ISLAMABAD: The International Monetary Fund (IMF) has projected 3.5 percent GDP growth for the current fiscal year against the budgeted 5 percent.

The Fund report – combined seventh, and eighth reviews of the Extended Arrangement under the Extended Fund Facility (EFF) – uploaded on Friday did not take note of the devastating floods that have inundated one third of the country with 33 million displaced.

The IMF further noted that the pass-through of energy prices will have some dampening effect on activity while fiscal consolidation and the loss of purchasing power due to high inflation are expected to restrain domestic demand notably.

Headline inflation – CPI – is projected by the Fund at 19.9 percent for the current fiscal as international commodity prices are passed on to domestic consumers against the budgeted projection of 11.5 percent. Core inflation is also projected to remain elevated due to higher energy prices and sizable depreciation.
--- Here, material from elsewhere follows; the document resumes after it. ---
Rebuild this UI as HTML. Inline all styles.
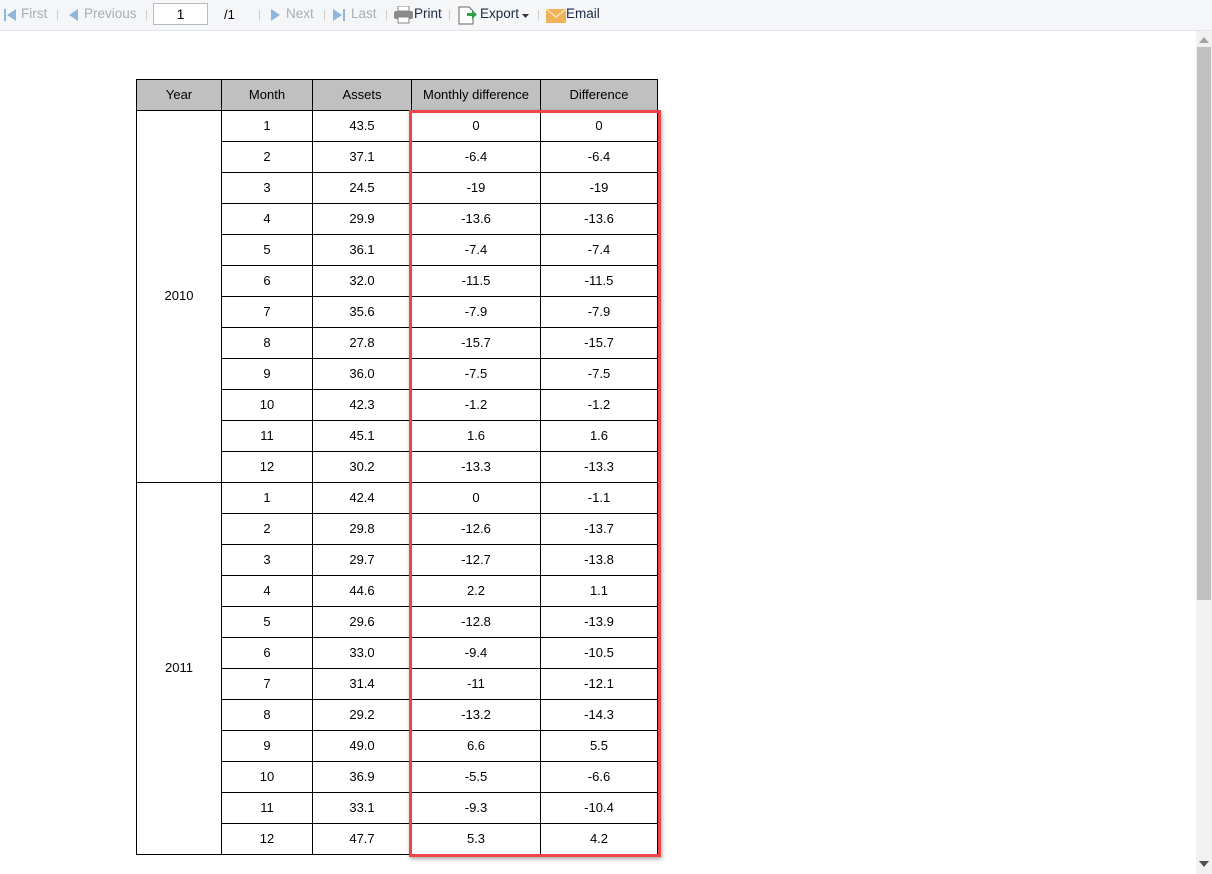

With tighter monetary and fiscal policies firmly entrenched, inflation is expected to fall significantly in fiscal year 2024, supported by favorable base effects and fiscal deficit at 4.6 percent.

The current account deficit is projected to narrow to 2.5 percent for the current fiscal year against 4.7 percent of a year before, reflecting monetary, fiscal, energy policies consistent with moving demand to sustainable levels, and supported by the continued commitment to a market-determined exchange rate.

IMF, floods & economy

Debt is projected at 72.1 percent as opposed to 78.9 percent for the last fiscal year and external debt is projected to increase to 37 percent of the GDP in fiscal year 2023 from 32.5 percent in 2021-22 reflecting heavy reliance on external borrowing.

The IMF added that the amendments to the Fiscal Responsibility and Debt Limitation Act, supported by World Bank and IMF TA and signed into law in June 2022 after National Assembly passage, will institutionalize the establishment of a central Debt Management Office (DMO).

This would empower the DMO to implement the agreed medium-term debt management strategy (MTDS), which will be updated annually. Gross official reserves are projected at $16.2 billion for the current fiscal year.

The Fund warned that social unrest fuelled by increasing prices and shortages of essentials, rising inequality, inadequate healthcare, financial and social scars from the prolonged pandemic, and heavier household debt burdens amid rising interest rates may trigger political instability, capital outflows, higher unemployment, and slower economic growth.